Interface markup and scripts

>> begin

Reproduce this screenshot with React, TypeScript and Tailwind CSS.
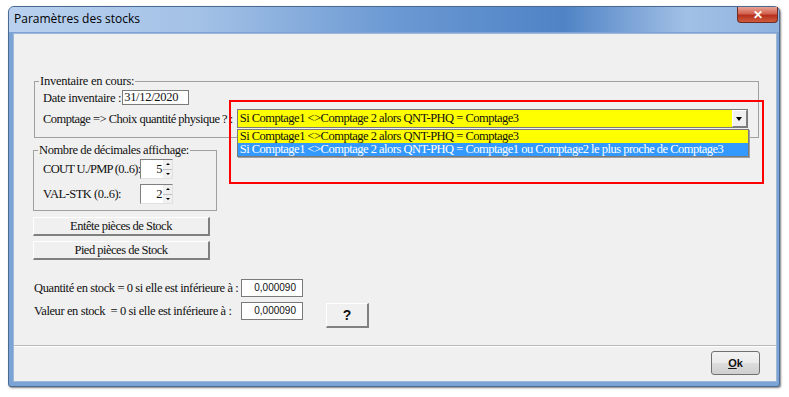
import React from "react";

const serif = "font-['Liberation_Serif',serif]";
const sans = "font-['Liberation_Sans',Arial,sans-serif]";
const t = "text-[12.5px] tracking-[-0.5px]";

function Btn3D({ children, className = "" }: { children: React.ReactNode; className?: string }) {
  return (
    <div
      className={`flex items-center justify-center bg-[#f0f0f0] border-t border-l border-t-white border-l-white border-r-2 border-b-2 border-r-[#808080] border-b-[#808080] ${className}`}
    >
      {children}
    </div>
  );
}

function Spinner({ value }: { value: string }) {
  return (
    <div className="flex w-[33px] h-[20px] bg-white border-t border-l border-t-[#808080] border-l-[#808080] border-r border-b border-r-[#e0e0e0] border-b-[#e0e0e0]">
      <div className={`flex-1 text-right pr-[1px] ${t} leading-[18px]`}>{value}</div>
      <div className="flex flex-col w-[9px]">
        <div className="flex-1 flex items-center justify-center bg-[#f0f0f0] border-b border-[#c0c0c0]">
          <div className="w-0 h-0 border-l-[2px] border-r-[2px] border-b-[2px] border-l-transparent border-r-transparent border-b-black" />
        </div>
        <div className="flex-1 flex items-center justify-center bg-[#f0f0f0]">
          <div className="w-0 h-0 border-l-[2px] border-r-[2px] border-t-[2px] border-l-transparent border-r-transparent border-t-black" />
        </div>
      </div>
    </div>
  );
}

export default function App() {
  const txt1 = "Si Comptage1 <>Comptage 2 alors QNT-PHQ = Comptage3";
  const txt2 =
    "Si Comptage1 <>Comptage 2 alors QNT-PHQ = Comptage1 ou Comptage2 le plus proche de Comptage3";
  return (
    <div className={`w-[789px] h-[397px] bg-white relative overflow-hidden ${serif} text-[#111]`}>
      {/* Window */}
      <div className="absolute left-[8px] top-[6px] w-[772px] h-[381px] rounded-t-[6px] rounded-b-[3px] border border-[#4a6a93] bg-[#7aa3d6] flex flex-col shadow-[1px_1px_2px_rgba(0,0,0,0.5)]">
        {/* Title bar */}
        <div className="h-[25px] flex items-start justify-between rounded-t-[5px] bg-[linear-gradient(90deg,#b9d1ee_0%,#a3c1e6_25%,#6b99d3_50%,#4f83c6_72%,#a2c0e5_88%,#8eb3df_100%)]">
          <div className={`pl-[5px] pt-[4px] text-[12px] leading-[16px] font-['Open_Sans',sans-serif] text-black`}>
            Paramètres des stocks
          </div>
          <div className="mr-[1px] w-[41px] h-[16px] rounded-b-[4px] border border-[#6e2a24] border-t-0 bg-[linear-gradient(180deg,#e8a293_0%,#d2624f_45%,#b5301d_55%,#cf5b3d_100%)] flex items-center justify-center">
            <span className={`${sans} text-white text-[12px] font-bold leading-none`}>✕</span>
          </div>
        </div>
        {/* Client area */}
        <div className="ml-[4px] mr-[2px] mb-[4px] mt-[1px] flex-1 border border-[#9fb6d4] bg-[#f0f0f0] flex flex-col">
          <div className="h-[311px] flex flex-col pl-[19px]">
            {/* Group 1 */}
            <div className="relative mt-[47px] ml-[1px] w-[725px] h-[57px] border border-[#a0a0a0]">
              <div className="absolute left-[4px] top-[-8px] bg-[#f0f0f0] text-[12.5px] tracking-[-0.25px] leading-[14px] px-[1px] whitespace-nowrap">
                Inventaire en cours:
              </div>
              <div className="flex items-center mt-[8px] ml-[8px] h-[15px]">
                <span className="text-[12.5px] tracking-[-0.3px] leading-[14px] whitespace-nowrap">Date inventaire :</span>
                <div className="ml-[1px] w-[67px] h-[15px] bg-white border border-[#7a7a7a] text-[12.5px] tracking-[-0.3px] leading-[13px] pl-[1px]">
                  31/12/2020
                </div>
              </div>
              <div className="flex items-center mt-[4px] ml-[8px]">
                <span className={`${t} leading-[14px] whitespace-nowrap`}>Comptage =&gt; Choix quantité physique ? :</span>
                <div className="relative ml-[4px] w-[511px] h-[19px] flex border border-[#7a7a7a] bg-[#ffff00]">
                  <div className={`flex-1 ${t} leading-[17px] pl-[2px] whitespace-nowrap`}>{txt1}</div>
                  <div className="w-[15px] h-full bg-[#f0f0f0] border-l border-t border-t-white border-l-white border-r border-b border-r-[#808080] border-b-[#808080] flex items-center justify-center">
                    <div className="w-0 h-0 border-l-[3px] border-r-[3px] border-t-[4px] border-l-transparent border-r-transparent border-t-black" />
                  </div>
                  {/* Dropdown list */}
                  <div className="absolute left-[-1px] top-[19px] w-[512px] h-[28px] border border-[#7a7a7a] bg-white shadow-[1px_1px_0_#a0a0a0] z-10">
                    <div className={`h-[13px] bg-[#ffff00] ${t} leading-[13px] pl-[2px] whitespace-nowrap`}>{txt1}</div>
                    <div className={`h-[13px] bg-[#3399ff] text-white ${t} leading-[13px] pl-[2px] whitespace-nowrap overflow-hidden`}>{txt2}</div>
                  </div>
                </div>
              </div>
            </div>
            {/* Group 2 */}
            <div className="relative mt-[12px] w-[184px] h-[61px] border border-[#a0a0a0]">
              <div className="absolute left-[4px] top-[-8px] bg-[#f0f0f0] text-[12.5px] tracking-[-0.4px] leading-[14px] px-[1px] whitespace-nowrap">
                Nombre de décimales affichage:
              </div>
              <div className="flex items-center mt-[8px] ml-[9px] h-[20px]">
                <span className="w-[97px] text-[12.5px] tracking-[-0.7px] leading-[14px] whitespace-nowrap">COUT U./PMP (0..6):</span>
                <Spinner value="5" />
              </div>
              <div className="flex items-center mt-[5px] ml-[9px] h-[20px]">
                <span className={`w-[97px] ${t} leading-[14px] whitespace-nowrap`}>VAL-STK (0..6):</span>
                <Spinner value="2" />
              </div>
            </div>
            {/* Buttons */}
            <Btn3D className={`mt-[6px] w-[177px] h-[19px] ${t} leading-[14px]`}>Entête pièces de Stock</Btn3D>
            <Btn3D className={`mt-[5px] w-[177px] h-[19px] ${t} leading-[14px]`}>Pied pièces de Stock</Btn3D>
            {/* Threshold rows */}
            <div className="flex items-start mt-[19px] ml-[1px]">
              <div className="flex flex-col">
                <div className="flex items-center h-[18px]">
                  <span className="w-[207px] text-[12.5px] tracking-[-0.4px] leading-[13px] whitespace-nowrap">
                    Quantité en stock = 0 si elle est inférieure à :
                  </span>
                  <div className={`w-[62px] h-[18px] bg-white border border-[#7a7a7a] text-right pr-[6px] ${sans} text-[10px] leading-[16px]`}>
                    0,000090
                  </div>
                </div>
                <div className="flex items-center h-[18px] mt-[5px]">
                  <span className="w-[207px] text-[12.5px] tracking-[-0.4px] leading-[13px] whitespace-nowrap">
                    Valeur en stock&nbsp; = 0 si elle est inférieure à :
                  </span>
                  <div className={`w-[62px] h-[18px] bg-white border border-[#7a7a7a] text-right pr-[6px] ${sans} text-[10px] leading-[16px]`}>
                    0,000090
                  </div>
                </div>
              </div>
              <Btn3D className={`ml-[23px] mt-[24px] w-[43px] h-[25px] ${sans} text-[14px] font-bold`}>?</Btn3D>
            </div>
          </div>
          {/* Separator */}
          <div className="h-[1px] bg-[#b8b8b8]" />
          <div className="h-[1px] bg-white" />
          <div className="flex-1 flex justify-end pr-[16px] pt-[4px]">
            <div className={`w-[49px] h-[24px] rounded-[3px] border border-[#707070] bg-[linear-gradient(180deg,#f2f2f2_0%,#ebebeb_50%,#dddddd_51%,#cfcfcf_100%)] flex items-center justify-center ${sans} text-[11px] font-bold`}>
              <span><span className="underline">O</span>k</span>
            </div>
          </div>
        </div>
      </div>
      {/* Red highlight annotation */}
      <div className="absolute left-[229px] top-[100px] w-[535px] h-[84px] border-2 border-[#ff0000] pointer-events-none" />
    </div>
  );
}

>> end
>> begin

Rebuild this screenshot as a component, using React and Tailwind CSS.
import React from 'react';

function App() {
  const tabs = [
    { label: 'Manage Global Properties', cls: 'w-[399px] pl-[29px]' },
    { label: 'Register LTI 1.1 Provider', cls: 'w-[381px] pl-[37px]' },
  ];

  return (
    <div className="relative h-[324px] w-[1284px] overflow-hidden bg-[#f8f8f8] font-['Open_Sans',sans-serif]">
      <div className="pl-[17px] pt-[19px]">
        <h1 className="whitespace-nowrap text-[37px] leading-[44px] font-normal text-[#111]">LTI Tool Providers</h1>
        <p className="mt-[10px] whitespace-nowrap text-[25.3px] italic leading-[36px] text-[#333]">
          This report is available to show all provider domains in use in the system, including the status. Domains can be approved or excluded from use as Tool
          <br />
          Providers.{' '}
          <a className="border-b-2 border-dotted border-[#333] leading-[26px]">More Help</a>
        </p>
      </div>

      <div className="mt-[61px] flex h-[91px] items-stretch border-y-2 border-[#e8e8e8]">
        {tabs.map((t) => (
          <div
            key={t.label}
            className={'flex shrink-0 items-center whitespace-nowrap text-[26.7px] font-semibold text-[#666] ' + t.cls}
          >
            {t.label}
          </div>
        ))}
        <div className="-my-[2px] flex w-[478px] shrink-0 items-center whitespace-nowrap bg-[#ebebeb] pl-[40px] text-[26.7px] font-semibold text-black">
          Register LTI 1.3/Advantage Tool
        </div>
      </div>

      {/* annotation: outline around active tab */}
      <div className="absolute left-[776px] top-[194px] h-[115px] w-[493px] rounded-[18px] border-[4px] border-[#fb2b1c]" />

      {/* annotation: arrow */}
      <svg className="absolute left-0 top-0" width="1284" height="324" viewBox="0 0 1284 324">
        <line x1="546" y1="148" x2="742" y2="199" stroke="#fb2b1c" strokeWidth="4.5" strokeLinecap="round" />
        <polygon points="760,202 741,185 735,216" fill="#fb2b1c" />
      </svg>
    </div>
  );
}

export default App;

>> end

= INSTRUCTIONS TO FOLLOW =
In the entries above, identify each line that includes the string "React", then copy it.

= TASK ANSWER =
Reproduce this screenshot with React, TypeScript and Tailwind CSS.
import React from "react";
function Btn3D({ children, className = "" }: { children: React.ReactNode; className?: string }) {
Rebuild this screenshot as a component, using React and Tailwind CSS.
import React from 'react';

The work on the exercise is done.